Hey, UW Tacoma First Generation College Students! The library staff wants you to know that we’re proud of you — and at one time, some of us *were* you.
For this year’s National First-Generation College Celebration, we collected some messages of support from our staff and words of wisdom from members who have been right where you are now. Scroll through the slides above to check them out or read them in full below.
We’ll be here to help whenever you need us — even if all you need is a friendly face.
Resources for First Gen Students
For films, events, and resources for and about First Generation Students, check out our post Celebrating our First Gen Students.
Messages from our staff
“I was a typical first gen student in some ways: I didn’t have a support structure from my family and there were almost never any conversations about my school work. I didn’t start to even understand what it meant to be a college student until my 2nd year. That year I was put on academic probation for getting an F in an English class. My family put a lot of pressure on me but it was my friends who encouraged me with what turned out to be the most important advice: you just have to do the work. Do all of the work. Do all of the readings. Write all of the the papers. Go to every class. Participate in class. And if you’re given a chance, do all of the extra work. I set myself to that philosophy and graduated Magna Cum Laude.”
~ Tim Bostelle, Head, Library Information Technology
“Even though I went to college in a very different time period — way back in the 20th century — I remember being overwhelmed but pretending that I wasn’t. I think the best way of coping is to ask questions — as many questions as you need to — until you figure things out. It may take awhile, but you will eventually get there.”
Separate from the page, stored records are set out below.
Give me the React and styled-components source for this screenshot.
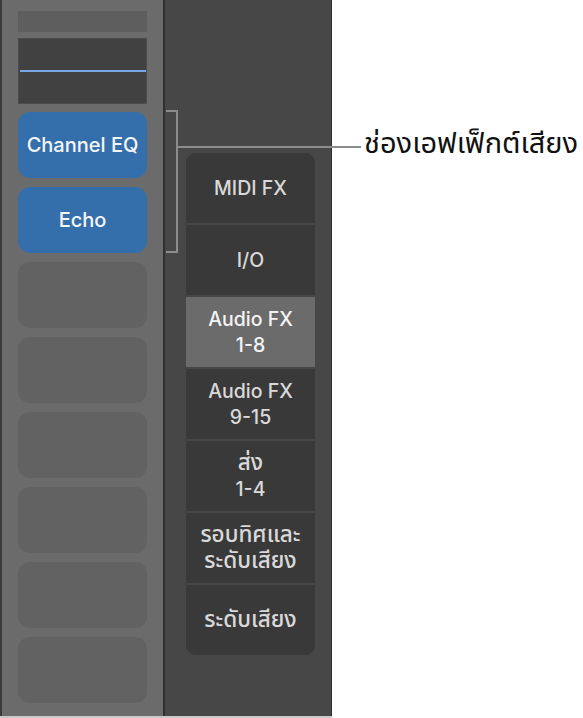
import React from "react";
import styled, { createGlobalStyle } from "styled-components";

const Global = createGlobalStyle`
  html, body { margin: 0; padding: 0; background: #ffffff; }
  body { font-family: "Inter", "Noto Sans Thai", "Noto Sans", sans-serif; }
`;

const Page = styled.div`
  position: relative;
  width: 583px;
  height: 718px;
  overflow: hidden;
  display: flex;
  background: #ffffff;
`;

const Screen = styled.div`
  display: flex;
  height: 716px;
  border-bottom: 2px solid #c9c9c9;
`;

const LeftStrip = styled.div`
  box-sizing: border-box;
  width: 165px;
  height: 100%;
  background: #6b6b6b;
  border-left: 2px solid #3b3b3b;
  border-right: 2px solid #2f2f2f;
  padding: 11px 0 0 16px;
  display: flex;
  flex-direction: column;
`;

const TopBar = styled.div`
  width: 129px;
  height: 21px;
  background: #5e5e5e;
`;

const Display = styled.div`
  box-sizing: border-box;
  width: 129px;
  height: 66px;
  margin-top: 6px;
  background: #414141;
  border: 1px solid #4c4c4c;
  display: flex;
  align-items: center;
  justify-content: center;
`;

const DisplayLine = styled.div`
  width: 126px;
  height: 2px;
  background: #7aa6e2;
`;

const Slots = styled.div`
  margin-top: 8px;
  display: flex;
  flex-direction: column;
  gap: 9px;
`;

const Slot = styled.div`
  width: 129px;
  height: 66px;
  border-radius: 12px;
  background: ${(p) => (p.$active ? "#346fab" : "#626262")};
  color: #f4f6fa;
  font-size: 20px;
  font-weight: 500;
  display: flex;
  align-items: center;
  justify-content: center;
`;

const RightPanel = styled.div`
  box-sizing: border-box;
  width: 167px;
  height: 100%;
  background: #474747;
  border-right: 1px solid #2f2f2f;
  padding: 153px 0 0 21px;
`;

const Menu = styled.div`
  width: 129px;
  background: #393939;
  border-radius: 10px;
  overflow: hidden;
  display: flex;
  flex-direction: column;
`;

const Item = styled.div`
  box-sizing: border-box;
  height: ${(p) => (p.$first ? "70px" : "72px")};
  border-top: ${(p) => (p.$first ? "none" : "2px solid #474747")};
  background: ${(p) => (p.$selected ? "#6b6b6b" : "#393939")};
  background-clip: padding-box;
  color: ${(p) => (p.$selected ? "#f4f4f4" : "#d9d9d9")};
  font-size: 19.5px;
  font-weight: 500;
  line-height: 26px;
  text-align: center;
  display: flex;
  flex-direction: column;
  align-items: center;
  justify-content: center;
`;

const Line = styled.span`
  font-size: ${(p) => (p.$thai ? "22.5px" : "inherit")};
  font-family: ${(p) =>
    p.$thai ? '"Noto Sans Thai", "Noto Sans", sans-serif' : "inherit"};
  line-height: 26px;
  white-space: nowrap;
`;

const Callout = styled.div`
  position: absolute;
  left: 166px;
  top: 110px;
  display: flex;
  align-items: flex-start;
`;

const Bracket = styled.div`
  box-sizing: border-box;
  width: 12px;
  height: 143px;
  border: 2px solid #8c8c8c;
  border-left: none;
`;

const Leader = styled.div`
  width: 183px;
  height: 2px;
  margin-top: 36px;
  background: #8c8c8c;
`;

const CalloutText = styled.div`
  margin-left: 3px;
  margin-top: 14px;
  font-family: "Noto Sans Thai", "Noto Sans", sans-serif;
  font-size: 29px;
  font-weight: 400;
  line-height: 40px;
  color: #111111;
  white-space: nowrap;
`;

const isThai = (s) => /[\u0E00-\u0E7F]/.test(s);

const items = [
  ["MIDI FX"],
  ["I/O"],
  ["Audio FX", "1-8"],
  ["Audio FX", "9-15"],
  ["ส่ง", "1-4"],
  ["รอบทิศและ", "ระดับเสียง"],
  ["ระดับเสียง"],
];

export default function App() {
  return (
    <Page>
      <Global />
      <Screen>
        <LeftStrip>
          <TopBar />
          <Display>
            <DisplayLine />
          </Display>
          <Slots>
            <Slot $active>Channel EQ</Slot>
            <Slot $active>Echo</Slot>
            {[0, 1, 2, 3, 4, 5].map((i) => (
              <Slot key={i} />
            ))}
          </Slots>
        </LeftStrip>
        <RightPanel>
          <Menu>
            {items.map((lines, i) => (
              <Item key={i} $first={i === 0} $selected={i === 2}>
                {lines.map((l) => (
                  <Line key={l} $thai={isThai(l)}>
                    {l}
                  </Line>
                ))}
              </Item>
            ))}
          </Menu>
        </RightPanel>
      </Screen>
      <Callout>
        <Bracket />
        <Leader />
        <CalloutText>ช่องเอฟเฟ็กต์เสียง</CalloutText>
      </Callout>
    </Page>
  );
}
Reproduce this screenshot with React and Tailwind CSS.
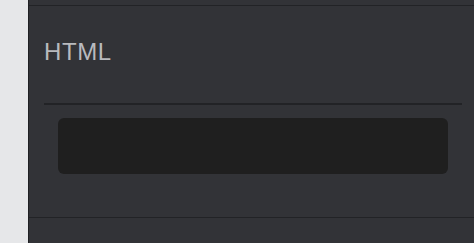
export default function App() {
  return (
    <div className="flex h-screen w-full overflow-hidden" style={{ fontFamily: '"Liberation Sans", Arial, sans-serif' }}>
      {/* left strip */}
      <div className="w-[28px] shrink-0 bg-[#e6e7e9]" />

      {/* panel */}
      <div className="flex-1 flex flex-col bg-[#323337] border-l border-[#1f2023]">
        <div className="h-[5px] shrink-0" />
        <div className="border-t border-[#222326]" />

        <div className="pl-[15px] pr-[12px] pt-[32px]">
          <h2 className="text-[24px] leading-[28px] tracking-[0.6px] text-[#b8babe] font-normal">HTML</h2>
          <div className="mt-[37px] h-[2px] bg-[#222326]" />
          <div className="px-[14px] pt-[13px]">
            <div className="h-[56px] rounded-[6px] bg-[#1f1f1f]" />
          </div>
        </div>

        <div className="mt-[43px] border-t border-[#222326]" />
      </div>
    </div>
  )
}
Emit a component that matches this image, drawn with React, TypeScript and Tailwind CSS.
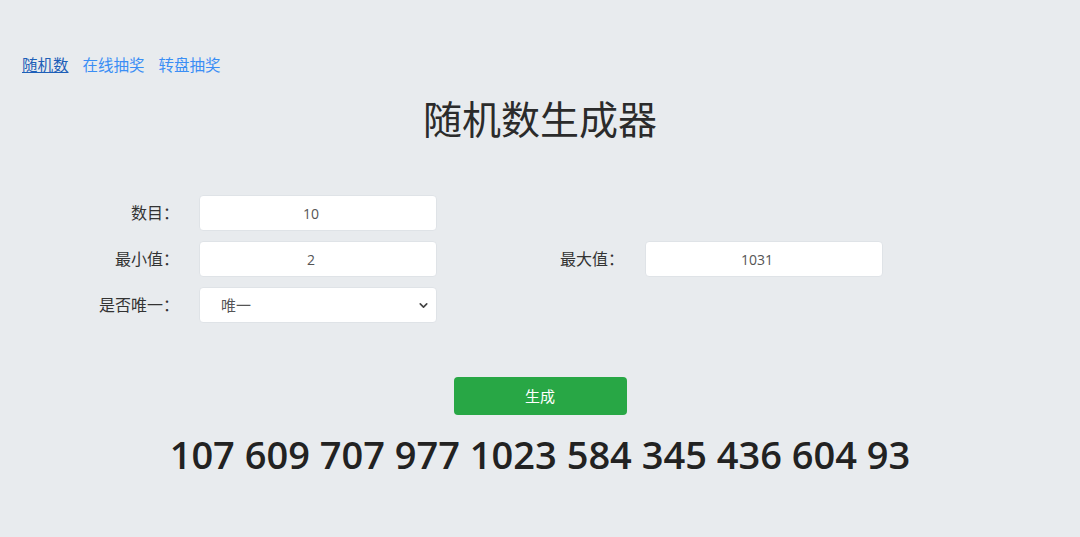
import { ChevronDown } from 'lucide-react';

const nums = [107, 609, 707, 977, 1023, 584, 345, 436, 604, 93];

const cjk = "font-['Open_Sans','Noto_Sans_CJK_SC',sans-serif]";

function Field({ value }: { value: string }) {
  return (
    <div className="w-[238px] h-[36px] bg-white rounded-[4px] border border-[#dfe3e7] flex items-center justify-center pr-[14px] text-[14px] text-[#555]">
      {value}
    </div>
  );
}

export default function App() {
  return (
    <div className={`min-h-[537px] w-[1080px] bg-[#e8ebee] text-[#333] ${cjk}`}>
      <nav className="flex gap-[14px] pl-[22px] pt-[54px] text-[15.5px] leading-[22px]">
        <a className="text-[#1d5fb8] underline">随机数</a>
        <a className="text-[#3a8ef5]">在线抽奖</a>
        <a className="text-[#3a8ef5]">转盘抽奖</a>
      </nav>

      <h1 className="mt-[18px] text-center text-[39px] leading-[50px] text-[#2b2b2b]">随机数生成器</h1>

      <div className="mt-[51px] flex flex-col gap-[10px] text-[16px]">
        <div className="flex items-center">
          <div className="w-[179px] text-right">数目：</div>
          <div className="ml-[20px]"><Field value="10" /></div>
        </div>
        <div className="flex items-center">
          <div className="w-[179px] text-right">最小值：</div>
          <div className="ml-[20px]"><Field value="2" /></div>
          <div className="w-[187px] text-right">最大值：</div>
          <div className="ml-[21px]"><Field value="1031" /></div>
        </div>
        <div className="flex items-center">
          <div className="w-[179px] text-right">是否唯一：</div>
          <div className="ml-[20px] w-[238px] h-[36px] bg-white rounded-[4px] border border-[#dfe3e7] flex items-center justify-between pl-[21px] pr-[6px] text-[15px] text-[#555]">
            <span>唯一</span>
            <ChevronDown size={13} strokeWidth={3} className="text-[#444]" />
          </div>
        </div>
      </div>

      <div className="mt-[54px] flex justify-center">
        <button className="w-[173px] h-[38px] bg-[#28a745] rounded-[4px] text-white text-[15px]">生成</button>
      </div>

      <div className="mt-[11px] text-center text-[38px] leading-[56px] font-semibold text-[#222]">
        {nums.join(' ')}
      </div>
    </div>
  );
}
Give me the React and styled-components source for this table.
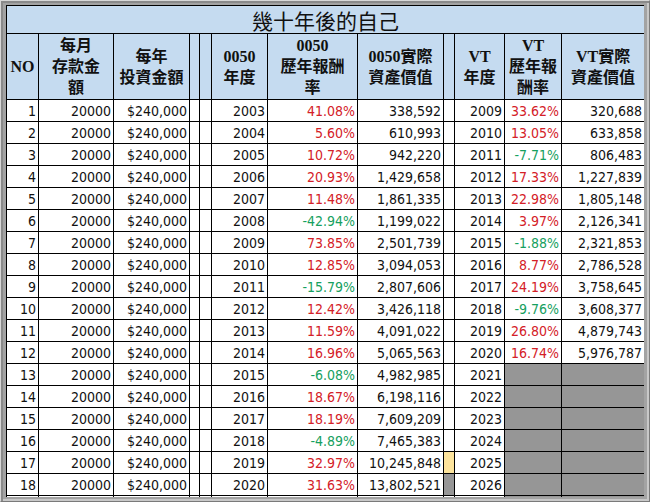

~ Suzanne Klinger, Head, Research Help
“As first-gen students, we see our parents working harder for less, often having more experience in their fields with fewer opportunities than their colleagues with degrees, and sacrificing more for their children while hoping even harder. It’s easy to be hard on yourself as a first-generation student because you feel like you can’t let down the people who love and support you. When you start thinking about your college education as something you’re doing for yourself and not just for others, you can have more fun learning. Take the electives in subjects that won’t just get you a job, but that help you become who you’re becoming, that might ignite a new passion. Our parents didn’t get these chances. It’s our privilege to find joy in school whenever and wherever we can, and that happiness is another thing we can thank our parents for.”
~ Megan Saunders, Electronic Resources Service Desk Technician
“While I wasn’t a first gen student, I can understand how challenging it can be to navigate the university. For example: I didn’t learn how the reference librarians could help me until my last year of college, but once I started working with them I was able to answer more complicated questions and produced better work.”
~ Lauren Pressley, Director of the UW Tacoma Library and Associate Dean of University Libraries
“My mom didn’t go to college; neither did my grandparents. I ended up going to the same school as one of my aunts, the only person in my whole family who left Montana. Nobody else in my generation went to college either, or ever even considered graduate school. Being the first, or being the only, can be isolating. I was away from my family, and neither they nor my partner know academia well enough to “get it” when I was stressed out. My recommendation is to make friends! Your classmates, people you meet in clubs and campus events, people in study groups, they can be another family while you’re pursuing your degree. It’s important to find people to talk to, get help when you need it, and share experiences – it’s scary to try and make friends, but *well* worth it!”
~ Hallie Clawson, Special Projects Assistant
“I wanted to share a few titles concerning first-generation experience. On days that are hard, I hope some of these are comforting. We are so proud of your hard work!
- Cushman, K. (2006). First in the family : Your college years, advice about college from first-generation students. Providence, R.I.: Next Generation Press.
- Rodriguez, S. (2001). Giants among us : First-generation college graduates who lead activist lives (1st ed., Vanderbilt issues in higher education). Nashville: Vanderbilt University Press.”
~ Johanna Jacobsen Kiciman, Reference and Instruction Librarian
“I’m not first gen, but my mom was. She didn’t finish her bachelor’s until both her kids were fully grown. After watching all the work that went into her accomplishing that life-long goal, I want our first gen students to know that this is a big deal — even if it feels like lots of other people have already done it. Whether you came in straight out of high school or took a different route into college, you matter and what you’re doing matters.”